Madhhab = (interpretive) legal school. Islamic law has multiple approaches to legal interpretation, called schools of law, or madhhabs. Scholar-jurists in each school each interpret the law and resolve cases. Although each jurist relies on Islam’s foundational texts, the Qurʾān and the Sunnah (contained in ḥadīth reports of Prophetic statements and actions), these same jurists often reach different conclusions of law, much like American judges examining a dispute appeal to the same sources of law but reach different conclusions about outcomes. Sometimes, even scholars within the same legal school disagreed on certain issues.
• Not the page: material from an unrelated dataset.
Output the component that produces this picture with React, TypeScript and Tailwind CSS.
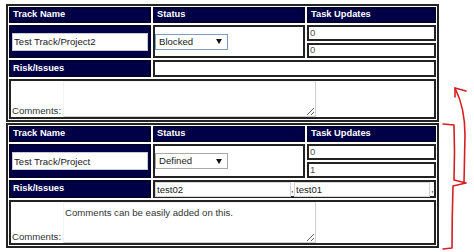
import type { ReactNode } from "react";

const font = "font-['Liberation_Sans',Arial,sans-serif]";

function Head({ children }: { children: ReactNode }) {
  return (
    <div className="flex items-center border-2 border-[#00002e] bg-[#000046] pl-[2px] text-[9.3px] font-bold leading-none text-white">
      {children}
    </div>
  );
}

function Select({ label, tone }: { label: string; tone: string }) {
  return (
    <div
      className={`flex h-[16px] w-[73px] items-center justify-between border bg-white pl-[3px] pr-[5px] text-[9.6px] leading-none text-[#222] ${tone}`}
    >
      <span>{label}</span>
      <svg width="6" height="5" viewBox="0 0 6 5">
        <path d="M0 0h6L3 5z" fill="#111" />
      </svg>
    </div>
  );
}

type BlockProps = {
  name: string;
  status: string;
  tone: string;
  updates: string[];
  rows: string;
  risk?: string[];
  comment: string;
  areaH: string;
};

function Block({ name, status, tone, updates, rows, risk, comment, areaH }: BlockProps) {
  return (
    <div className="w-[433px] border-2 border-[#232323] bg-white p-[1px]">
      <div className={`grid grid-cols-[142px_152px_129px] gap-[2px] ${rows}`}>
        <Head>Track Name</Head>
        <Head>Status</Head>
        <Head>Task Updates</Head>

        <div className="flex items-center border-2 border-[#00002e] bg-[#000046] pl-[1px]">
          <input
            readOnly
            value={name}
            className="h-[18px] w-[136px] border border-[#c9c9d6] bg-white px-[1px] text-[9.6px] text-[#222] outline-none"
          />
        </div>
        <div className="flex items-center border-2 border-[#222] bg-white">
          <Select label={status} tone={tone} />
        </div>
        <div className="flex flex-col gap-[2px]">
          {updates.map((u, i) => (
            <div
              key={i}
              className="flex flex-1 items-center border-2 border-[#222] bg-white pl-[1px] text-[9.6px] leading-none text-[#555]"
            >
              {u}
            </div>
          ))}
        </div>

        <Head>Risk/Issues</Head>
        <div className="col-span-2 flex items-center border-2 border-[#222] bg-white text-[9.6px] leading-none text-[#333]">
          {risk && (
            <>
              <input
                readOnly
                value={risk[0]}
                className="h-[15px] w-[136px] border border-[#d4d4d4] bg-white px-[1px] text-[9.6px] text-[#222] outline-none"
              />
              <span className="w-[3px] self-end pb-[2px]">,</span>
              <input
                readOnly
                value={risk[1]}
                className="h-[15px] w-[136px] border border-[#d4d4d4] bg-white px-[1px] text-[9.6px] text-[#222] outline-none"
              />
              <span className="ml-[1px] self-end pb-[2px]">,</span>
            </>
          )}
        </div>

        <div className="col-span-3 flex items-end border-2 border-[#222] bg-white pl-[1px] text-[9.6px] text-[#333]">
          <span className="mb-[1px] leading-none">Comments:</span>
          <textarea
            readOnly
            defaultValue={comment}
            className={`ml-[2px] w-[253px] ${areaH} border border-[#f3f3f3] border-b-[#cdcdcd] border-r-[#cdcdcd] bg-white pl-[1px] pt-[4px] text-[9.6px] leading-[11px] text-[#333] outline-none`}
          />
        </div>
      </div>
    </div>
  );
}

export default function App() {
  return (
    <div className={`relative h-[252px] w-[474px] overflow-hidden bg-white ${font}`}>
      <div className="flex flex-col gap-[1px] pl-[6px] pt-[4px]">
        <Block
          name="Test Track/Project2"
          status="Blocked"
          tone="border-[#7f9db9]"
          updates={["0", "0"]}
          rows="grid-rows-[16px_33px_17px_40px]"
          comment=""
          areaH="h-[36px]"
        />
        <Block
          name="Test Track/Project"
          status="Defined"
          tone="border-[#a9a9a9]"
          updates={["0", "1"]}
          rows="grid-rows-[16px_34px_18px_45px]"
          risk={["test02", "test01"]}
          comment="Comments can be easily added on this."
          areaH="h-[41px]"
        />
      </div>

      {/* red hand-drawn note over the page */}
      <svg
        className="pointer-events-none absolute left-0 top-0"
        width="474"
        height="252"
        viewBox="0 0 474 252"
        fill="none"
        stroke="#d61f1f"
        strokeWidth="1.6"
        strokeLinecap="round"
        strokeLinejoin="round"
      >
        <path d="M455 88 Q465 108 465 135 L464 183" />
        <path d="M455 88 L466 91 M455 88 L455 97" />
        <path d="M443 124 L454 125 Q455 152 454 180 L466 183 L453 186 Q452 218 452 248 L443 249" />
      </svg>
    </div>
  );
}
Fatwā = advisory opinion. Muslim jurists issue legal opinions called fatwās, giving their interpretation of discrete legal issues based on the foundational texts of Islamic law and on previous legal opinions within their own schools. Issuance of this kind of advisor opinion does not assure a determined outcome. Qarāfī’s sixteenth century fatwā about child custody shows how a jurist may go against the prevailing opinion of his school and use innovative legal reasoning to reach what he believes is a just outcome.